Monday, December 22, 2014

Those Crazy Captains, Part IV: Wolf Larsen of Jack London's "The Sea-Wolf"

The reason I took a small detour last week, talking about Harvey Cheyne Jr. of Kipling’s Captains Courageous, is that he reminds me of another “land lubber” who is thrown into a naval adventure: Humphrey van Weyden of Jack London’s The Sea-Wolf. Both narrators are refined intellectuals shipwrecked, rescued, and then shanghaied into service on the vessel that saved their lives.  Both are hardened by their experiences, matured, and changed forever by the sea.

My first exposure to Jack London’s work was what I would consider the “average” introduction to his work: through Call of the Wild and White Fang, which are by far his most famous works. So I think I was forgivable in assuming, just from these two books and from the title of The Sea-Wolf, that it was probably about a canine. 

“Let’s see…Call of the Wild is about a dog that goes to live with wolves. White Fang is about a wolf that goes to live with dogs.” So I guessed that The Sea-Wolf was…about a wolf that goes to live with seals? 

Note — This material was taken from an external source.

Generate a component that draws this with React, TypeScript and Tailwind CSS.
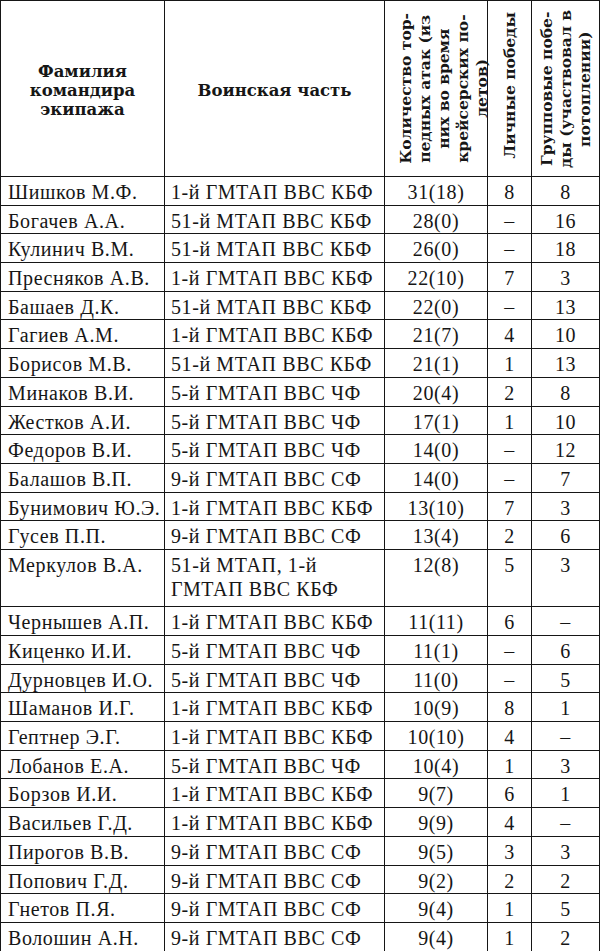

Well, I got the seal part right at least. In actuality the “wolf” of the title refers to Wolf Larsen, captain of a schooner called the Ghost*, which hunts seals much like the Pequod of Moby-Dick hunts whales.  

Our story begins with narrator and protagonist, Humphrey, being rescued and subsequently drafted by Captain Larsen. Although his first experience in meeting Larsen was having his life saved, Humphrey soon discovers Larsen is an amoral, brutal man, hated by his crew, who fail at their attempt to mutiny. Needing a first mate he can trust, Larsen promotes the inexperienced but harmless Humphrey, and then proceeds to punish his crew for their disloyalty by psychologically torturing them. 

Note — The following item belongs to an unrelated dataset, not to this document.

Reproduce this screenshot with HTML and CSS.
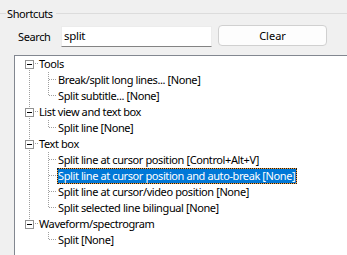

Although at first glance The Sea-Wolf’s opening mirrors Captains Courageous, the similarities between London and Melville are pretty numerous, too: Ishmael and Humphrey van Weyden are narrators of an intellectual bent, relatively new to seafaring life. Both stories are largely set on ships whose purpose is killing animals (the Pequod is a whaler, while the Ghost hunts seals). And Ahab and Wolf Larsen are the captains are charismatic, yet brooding men—Ahab consumed by the idea of revenge, Wolf obsessed with mortality, survival, and man’s need to control an uncontrollable universe.

The novel departs from the other seafaring stories I’ve reviewed with the introduction of Maud Brewster, a lady poet who is rescued from the sea. (This happens a lot in books, apparently.  Partly this is a mere plot device, but I also suppose it is true to life, especially during the time these books were written where almost the only mode of intercontinental travel was by ship, and the ocean even more of a mystery than it is today.) Though women have been mentioned, or even had fleeting appearances in the other books, Maud is actually present for the action. Not only is she “there” for the adventure—she may not have much character development, but she enters the story as an independently wealthy writer, who endures everything Humphrey does—her very presence is what drives the rest of the novel.

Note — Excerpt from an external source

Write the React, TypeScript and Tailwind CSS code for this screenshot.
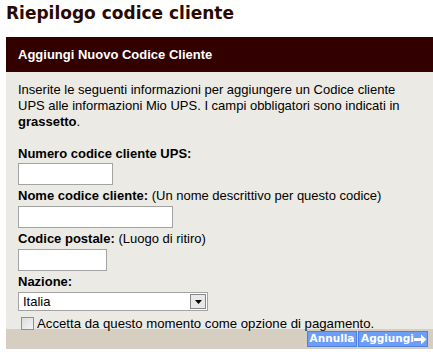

As soon as Maud arrives, she unbalances the relationship with Humphrey and Larsen. Both fall in love with her, but it isn’t just a run-of-the-mill romantic triangle that Jack London creates here. It’s more of a philosophical argument between brute strength and moral courage. Larsen lives his life at is most primal, following his instincts, glorying in strength. He’s no intellectual slouch, but lives life to its fullest extent, with great passion and little pity. Humphrey, on the other hand, while he is growing in his physical strength and naval experience, doesn’t give up the ideals of his education, believing there is something more to be nurtured beyond our natural instincts.

Addressing Nietzsche’s “superman” ideology along with the usual themes of “survival of the fittest” and “to the strong go the spoils” that characterize his writing, London doesn’t let the philosophy bog down the action. If anything, the adventure is enhanced by the philosophy, because this isn’t just two men fighting over a girl on a boat. It’s the fight between life and death, and the fight between whether there is anything in life beyond our most basic instincts, whether we can ever grow beyond our natural strengths.

*Which makes one wonder why anyone would want to sail in a ship with such name. What, was The Impending Doom already taken?